Furthermore, it appears from evidence submitted in the appellee’s supplemental paper-book, — the whole record not being printed in appellant’s paper-book to save expense — that a purchase was made by the bank on May 20, 1919, on account of Victory Liberty Loan bonds, to the amount of $36,800, and on various dates after that up to and including July 17, 1919, amounting to $35,-276.07 more. The evidence shows that some of the Liberty Loan bonds purchased by the bank were delivered to various purchasers and some were earmarked as belonging to other purchasers and the rest were used as collateral at banks for the borrowing of money which went into its general funds and were used in the ordinary course of its business.

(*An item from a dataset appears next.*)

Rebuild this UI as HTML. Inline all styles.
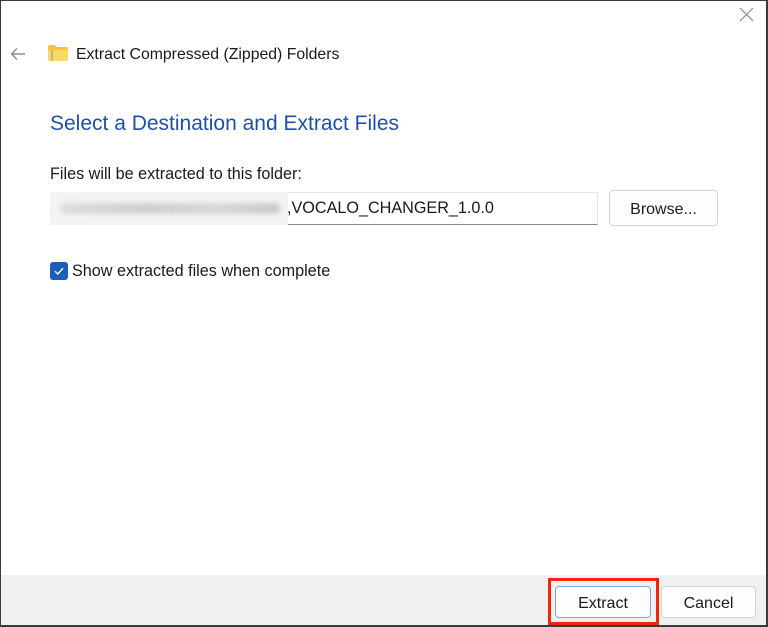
<!DOCTYPE html>
<html><head><meta charset="utf-8"><style>
*{margin:0;padding:0;box-sizing:border-box}
body{width:768px;height:627px;overflow:hidden;background:#fff;font-family:"Segoe UI","Liberation Sans",sans-serif;position:relative}
.frame{position:absolute;left:0;top:0;width:768px;height:627px;border:1px solid #3a3a3a;border-width:1px 2px 2px 1px}
.abs{position:absolute}
.t{font-size:16.2px;color:#1a1a1a;white-space:nowrap}
.btn{position:absolute;background:#fdfdfd;border:1px solid #d4d4d4;border-radius:4px;font-size:16px;color:#1a1a1a;text-align:center}
</style></head><body>
<svg class="abs" style="left:739px;top:7px" width="15" height="15" viewBox="0 0 15 15"><path d="M1 1L14 14M14 1L1 14" stroke="#8a8a8a" stroke-width="1.2"/></svg>
<svg class="abs" style="left:10px;top:47px" width="16" height="14" viewBox="0 0 16 14"><path d="M15 7H2M7 1.5L1.5 7L7 12.5" stroke="#8c8c8c" stroke-width="1.4" fill="none"/></svg>
<svg class="abs" style="left:48px;top:45px" width="20" height="16" viewBox="0 0 20 16"><path d="M0 2Q0 0 2 0H7L9 2H18Q20 2 20 4V14Q20 16 18 16H2Q0 16 0 14Z" fill="#f5c542"/><rect x="0" y="5" width="20" height="11" rx="1.5" fill="#fcd867"/><rect x="3" y="5" width="2" height="11" fill="#b8b8a0"/></svg>
<div class="abs" style="left:76px;top:46px;font-size:15.8px;color:#1a1a1a;white-space:nowrap">Extract Compressed (Zipped) Folders</div>
<div class="abs" style="left:50px;top:112px;font-size:21px;color:#1f4fa8;white-space:nowrap">Select a Destination and Extract Files</div>
<div class="abs t" style="left:50px;top:165px">Files will be extracted to this folder:</div>
<div class="abs" style="left:50px;top:192px;width:238px;height:33px;background:#f3f3f3"></div>
<div class="abs" style="left:60px;top:203px;width:220px;height:11px;background:linear-gradient(90deg,#ddd,#cfcfcf 40%,#d8d8d8 70%,#cacaca);filter:blur(2.5px);border-radius:5px"></div>
<div class="abs" style="left:288px;top:192px;width:310px;height:33px;border:1px solid #e5e5e5;border-left:none;border-bottom:1px solid #8a8a8a"></div>
<div class="abs t" style="left:287px;top:199px">,VOCALO_CHANGER_1.0.0</div>
<div class="btn" style="left:609px;top:190px;width:109px;height:36px;line-height:38px">Browse...</div>
<div class="abs" style="left:50px;top:262px;width:18px;height:18px;background:#1b5fb8;border-radius:3px"></div>
<svg class="abs" style="left:53px;top:265px" width="12" height="12" viewBox="0 0 12 12"><path d="M2 6.3L4.8 9L10 3.2" stroke="#fff" stroke-width="1.4" fill="none"/></svg>
<div class="abs t" style="left:72px;top:262px">Show extracted files when complete</div>
<div class="abs" style="left:0;top:575px;width:768px;height:52px;background:#f0f0f0"></div>
<div class="abs" style="left:548px;top:578px;width:111px;height:47px;border:3px solid #f0250a;"></div>
<div class="btn" style="left:555px;top:586px;width:96px;height:32px;line-height:33px;border-color:#7fa8d8">Extract</div>
<div class="btn" style="left:661px;top:586px;width:95px;height:32px;line-height:33px">Cancel</div>
<div class="frame"></div>
</body></html>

As Victory Liberty Loan bonds largely in excess of the funds received from appellant for their purchase were bought by the bank on May 20th, the date of their issue by the government, we cannot say that the orders of the appellant were not carried out and the bonds subsequently misappropriated.

The situation in which appellant is placed by the misfeasance of the bank’s officers is most unfortunate, but sympathy for his plight cannot justify setting aside the priorities fixed by statute (Acts of April 16, 1850, P. L. 477, and May 13, 1876, P. L. 161) and the award of a dividend on his claim until after the depositors are paid in full. He occupies the footing of a common creditor and is postponed in the collection of his claim until the depositors are first satisfied.

The assignments of error are overruled and the decree affirmed at the costs of the appellant.